Mercredi, 13 Juin 2012 09:50
Noir et blanc
Le fusil et le haïk symbolisaient à mon époque l’essence même de la rejla. On considérait dans les Hauts-Plateaux, en effet, qu’un homme sans son arme n’était pas un homme et qu’une femme sans haïk n’était pas digne d’un homme, et qu’un homme sans fusil, sans femme et sans cheval n’était rien et même trois fois rien. Ces codes d’un autre âge ont disparu bien sûr, pour ne laisser place qu’à un vague souvenir au parfum suranné. Aujourd’hui, le haïk fait carrément folklore, le fusil rouillé du grand père est utilisé comme décor et le cheval fait impitoyablement ringard, dépassé, périmé et dans le meilleur des cas décalé. Et pourtant le brave étalon a connu des jours meilleurs. Il a été habillé en son temps de selles harnachées d’or, bichonné par des palefreniers de rois. Il a été monté par des princes ommeyades, des vizirs abassides, des sultanes, des courtisans, des Pharaons.
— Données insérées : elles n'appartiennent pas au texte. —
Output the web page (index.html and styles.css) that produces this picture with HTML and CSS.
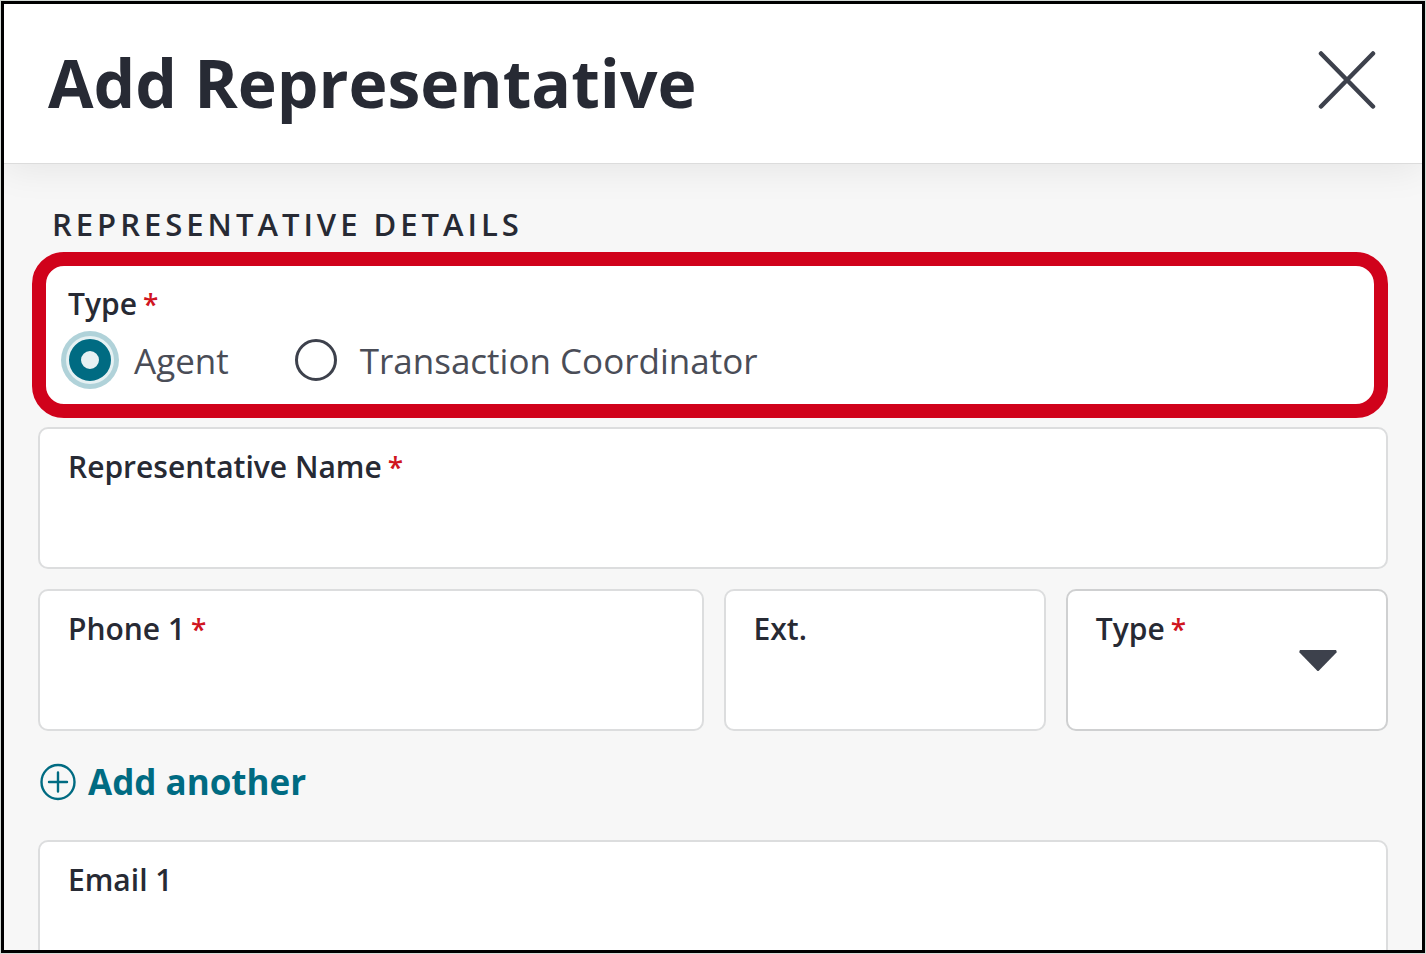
FILE: index.html
```html
<!DOCTYPE html>
<html lang="en">

<head>
    <meta charset="UTF-8">
    <meta name="viewport" content="width=device-width, initial-scale=1.0">
    <title>Add Representative</title>
    <link rel="stylesheet" href="styles.css">
</head>

<body>
    <div class="modal">
        <header class="modal-header">
            <h1>Add Representative</h1>
            <button type="button" class="close" aria-label="Close">
                <svg width="58" height="60" viewBox="0 0 58 60" fill="none" stroke="#3d414c" stroke-width="4.500" stroke-linecap="round">
                    <path d="M3 3.500L55 56.500M55 3.500L3 56.500" />
                </svg>
            </button>
        </header>

        <form class="modal-body">
            <h2>Representative Details</h2>

            <fieldset class="type-group">
                <legend class="label">Type<span class="required">*</span></legend>
                <div class="options">
                    <label class="option"><input type="radio" name="repType" value="agent" checked>Agent</label>
                    <label class="option"><input type="radio" name="repType" value="coordinator">Transaction Coordinator</label>
                </div>
            </fieldset>

            <div class="field">
                <label class="label" for="repName">Representative Name<span class="required">*</span></label>
                <input type="text" id="repName" required>
            </div>

            <div class="phone-row">
                <div class="field">
                    <label class="label" for="phone1">Phone 1<span class="required">*</span></label>
                    <input type="tel" id="phone1" required>
                </div>
                <div class="field">
                    <label class="label" for="ext1">Ext.</label>
                    <input type="text" id="ext1">
                </div>
                <div class="field field-select">
                    <label class="label" for="phoneType1">Type<span class="required">*</span></label>
                    <select id="phoneType1" required>
                        <option value=""></option>
                    </select>
                    <svg class="arrow" width="38" height="22" viewBox="0 0 38 22">
                        <path d="M1 0H37Q38 1 37.500 2.500L20 20.500Q19 21.500 18 20.500L.5 2.500Q0 1 1 0Z" fill="#3d414c" />
                    </svg>
                </div>
            </div>

            <button type="button" class="add-another">
                <svg width="36" height="38" viewBox="0 0 36 38" fill="none" stroke="#006b82" stroke-width="2.400" stroke-linecap="round">
                    <ellipse cx="18" cy="19" rx="16.500" ry="17" />
                    <path d="M18 9.500V28.500M9 19H27" />
                </svg>
                Add another
            </button>

            <div class="field">
                <label class="label" for="email1">Email 1</label>
                <input type="email" id="email1">
            </div>
        </form>
    </div>
</body>

</html>
```

FILE: styles.css
```css
* {
    box-sizing: border-box;
}

body {
    margin: 0;
    padding: 1px;
    height: 100vh;
    background-color: #d5dbd7;
    color: #272a34;
    font-family: "Open Sans", "Noto Sans", sans-serif;
}

.modal {
    display: flex;
    flex-direction: column;
    height: 100%;
    border: 3px solid #000;
    background-color: #f7f7f7;
    overflow: hidden;
}

.modal-header {
    display: flex;
    flex-shrink: 0;
    justify-content: space-between;
    align-items: center;
    height: 160px;
    padding: 0 46px 8px 44px;
    background-color: #fff;
    border-bottom: 1px solid #dcdcdc;
    box-shadow: 0 4px 36px rgba(0, 0, 0, 0.08);
}

h1 {
    margin: 0;
    padding-top: 4px;
    font-size: 66px;
    line-height: 88px;
    font-weight: 700;
}

button {
    padding: 0;
    border: none;
    background: none;
    font-family: inherit;
    cursor: pointer;
}

.close svg,
.add-another svg {
    display: block;
}

.modal-body {
    padding: 40px 34px 0;
}

h2 {
    margin: 0 0 8px 14px;
    font-size: 31px;
    line-height: 40px;
    font-weight: 600;
    letter-spacing: 4px;
    text-transform: uppercase;
}

.label {
    display: block;
    padding: 0;
    font-size: 30px;
    line-height: 32px;
    font-weight: 600;
}

.required {
    margin-left: 6px;
    font-size: 28px;
    color: #d0151f;
}

.type-group {
    margin: 0 0 9px -6px;
    padding: 22px 22px 16px;
    border: 14px solid #d0021b;
    border-radius: 32px;
    background-color: #fff;
}

.type-group legend {
    float: left;
    width: 100%;
}

.options {
    display: flex;
    clear: both;
    gap: 66px;
    padding: 12px 0 0 1px;
}

.option {
    display: flex;
    align-items: center;
    gap: 23px;
    height: 56px;
    font-size: 35px;
    color: #4a4d57;
}

.option input {
    appearance: none;
    width: 42px;
    height: 42px;
    margin: 0;
    border: 3px solid #3d414c;
    border-radius: 50%;
    background-color: #fff;
}

.option input:checked {
    border: 12px solid #006b82;
    background-color: #e6f1f3;
    box-shadow: 0 0 0 3px #e6f1f3, 0 0 0 8px #b0d2d9;
}

.field {
    position: relative;
    height: 142px;
    padding: 22px 28px;
    border: 2px solid #dcddde;
    border-radius: 10px;
    background-color: #fff;
}

.field input,
.field select {
    width: 100%;
    height: 60px;
    padding: 0;
    border: none;
    outline: none;
    background: none;
    color: inherit;
    font-family: inherit;
    font-size: 35px;
}

.field-select {
    border-color: #cfd0d1;
}

.field-select select {
    appearance: none;
}

/* sits over the select */
.arrow {
    position: absolute;
    top: 59px;
    right: 49px;
    pointer-events: none;
}

.phone-row {
    display: grid;
    grid-template-columns: 665fr 322fr 322fr;
    gap: 20px;
    margin-top: 20px;
}

.add-another {
    display: flex;
    align-items: center;
    gap: 12px;
    margin: 29px 0 36px 2px;
    color: #006b82;
    font-size: 35px;
    line-height: 44px;
    font-weight: 700;
}
```
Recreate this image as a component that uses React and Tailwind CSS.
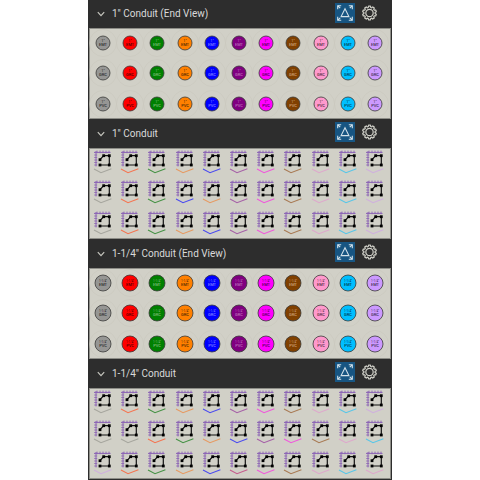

Il a porté les cavaliers de l’Islam très loin et leur bannière très haut, il a porté les hommes de l’Émir, les combattants d’El-Mokrani et de Bouamama. Il a labouré la terre des Beni Ameur et tiré le carrosse de leurs épouses quand elles revenaient du bain. Pour le plaisir des roitelets du Golfe, il court dans les hippodromes du monde entier aussi vite que le vent et aussi rapide que leurs faucons. Chez nous, la pauvre bête continue de tirer les charrettes des zaoualis. Chassée comme une pestiférée par des municipalités soucieuses de leur image et de leur environnement, elle a fini par disparaitre totalement du paysage urbain. Ou presque, puisque certaines boucheries chevalines la servent sans brancher en steak et en viande hachée.